▸ SET TASK
Write out the material exactly. Do not include the pictures.

▸ DATA SHOWN
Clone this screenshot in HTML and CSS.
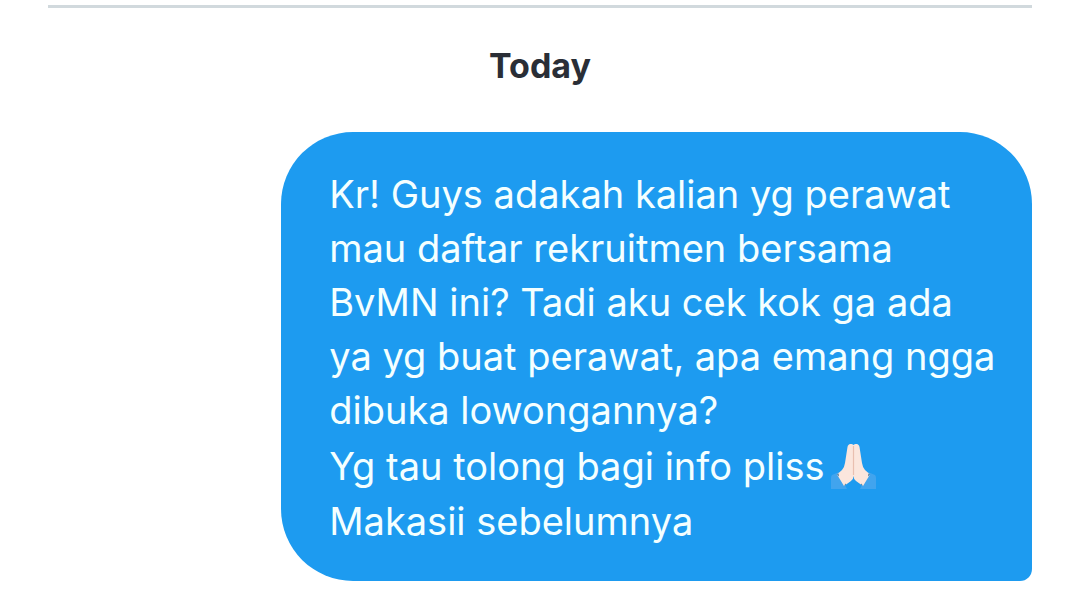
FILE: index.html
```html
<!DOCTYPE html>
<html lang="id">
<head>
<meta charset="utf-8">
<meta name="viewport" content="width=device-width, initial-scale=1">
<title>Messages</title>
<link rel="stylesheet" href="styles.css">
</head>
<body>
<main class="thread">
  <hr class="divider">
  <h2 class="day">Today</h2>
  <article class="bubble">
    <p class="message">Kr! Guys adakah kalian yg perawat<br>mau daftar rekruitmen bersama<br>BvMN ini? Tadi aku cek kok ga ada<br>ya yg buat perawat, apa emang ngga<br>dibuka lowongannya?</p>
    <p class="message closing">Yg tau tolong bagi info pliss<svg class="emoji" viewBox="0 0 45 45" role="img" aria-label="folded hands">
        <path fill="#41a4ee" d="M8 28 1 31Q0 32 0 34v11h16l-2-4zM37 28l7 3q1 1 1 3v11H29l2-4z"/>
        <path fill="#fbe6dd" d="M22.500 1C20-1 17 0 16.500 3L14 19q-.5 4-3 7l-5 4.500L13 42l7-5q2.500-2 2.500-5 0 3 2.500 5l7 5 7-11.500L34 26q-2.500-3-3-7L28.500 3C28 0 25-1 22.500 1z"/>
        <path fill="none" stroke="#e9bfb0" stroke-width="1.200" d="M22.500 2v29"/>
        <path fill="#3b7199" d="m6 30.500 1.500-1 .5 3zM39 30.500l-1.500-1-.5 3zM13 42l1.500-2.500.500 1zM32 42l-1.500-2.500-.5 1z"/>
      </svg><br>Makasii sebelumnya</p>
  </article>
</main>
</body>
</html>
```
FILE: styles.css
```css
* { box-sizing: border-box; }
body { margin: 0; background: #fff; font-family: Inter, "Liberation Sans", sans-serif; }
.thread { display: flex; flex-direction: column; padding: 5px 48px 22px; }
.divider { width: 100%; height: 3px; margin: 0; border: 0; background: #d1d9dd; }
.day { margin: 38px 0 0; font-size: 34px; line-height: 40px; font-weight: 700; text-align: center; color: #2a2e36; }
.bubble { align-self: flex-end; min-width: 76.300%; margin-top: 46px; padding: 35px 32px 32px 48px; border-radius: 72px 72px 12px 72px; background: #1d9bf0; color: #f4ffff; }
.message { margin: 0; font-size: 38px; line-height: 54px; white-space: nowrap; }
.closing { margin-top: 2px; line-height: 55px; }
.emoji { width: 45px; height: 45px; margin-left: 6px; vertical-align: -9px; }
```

▸ SOLUTION TO THE PROBLEM
Clone this screenshot in HTML and CSS.
FILE: index.html
```html
<!DOCTYPE html>
<html lang="id">
<head>
<meta charset="utf-8">
<meta name="viewport" content="width=device-width, initial-scale=1">
<title>Messages</title>
<link rel="stylesheet" href="styles.css">
</head>
<body>
<main class="thread">
  <hr class="divider">
  <h2 class="day">Today</h2>
  <article class="bubble">
    <p class="message">Kr! Guys adakah kalian yg perawat<br>mau daftar rekruitmen bersama<br>BvMN ini? Tadi aku cek kok ga ada<br>ya yg buat perawat, apa emang ngga<br>dibuka lowongannya?</p>
    <p class="message closing">Yg tau tolong bagi info pliss<svg class="emoji" viewBox="0 0 45 45" role="img" aria-label="folded hands">
        <path fill="#41a4ee" d="M8 28 1 31Q0 32 0 34v11h16l-2-4zM37 28l7 3q1 1 1 3v11H29l2-4z"/>
        <path fill="#fbe6dd" d="M22.500 1C20-1 17 0 16.500 3L14 19q-.5 4-3 7l-5 4.500L13 42l7-5q2.500-2 2.500-5 0 3 2.500 5l7 5 7-11.500L34 26q-2.500-3-3-7L28.500 3C28 0 25-1 22.500 1z"/>
        <path fill="none" stroke="#e9bfb0" stroke-width="1.200" d="M22.500 2v29"/>
        <path fill="#3b7199" d="m6 30.500 1.500-1 .5 3zM39 30.500l-1.500-1-.5 3zM13 42l1.500-2.500.500 1zM32 42l-1.500-2.500-.5 1z"/>
      </svg><br>Makasii sebelumnya</p>
  </article>
</main>
</body>
</html>
```
FILE: styles.css
```css
* { box-sizing: border-box; }
body { margin: 0; background: #fff; font-family: Inter, "Liberation Sans", sans-serif; }
.thread { display: flex; flex-direction: column; padding: 5px 48px 22px; }
.divider { width: 100%; height: 3px; margin: 0; border: 0; background: #d1d9dd; }
.day { margin: 38px 0 0; font-size: 34px; line-height: 40px; font-weight: 700; text-align: center; color: #2a2e36; }
.bubble { align-self: flex-end; min-width: 76.300%; margin-top: 46px; padding: 35px 32px 32px 48px; border-radius: 72px 72px 12px 72px; background: #1d9bf0; color: #f4ffff; }
.message { margin: 0; font-size: 38px; line-height: 54px; white-space: nowrap; }
.closing { margin-top: 2px; line-height: 55px; }
.emoji { width: 45px; height: 45px; margin-left: 6px; vertical-align: -9px; }
```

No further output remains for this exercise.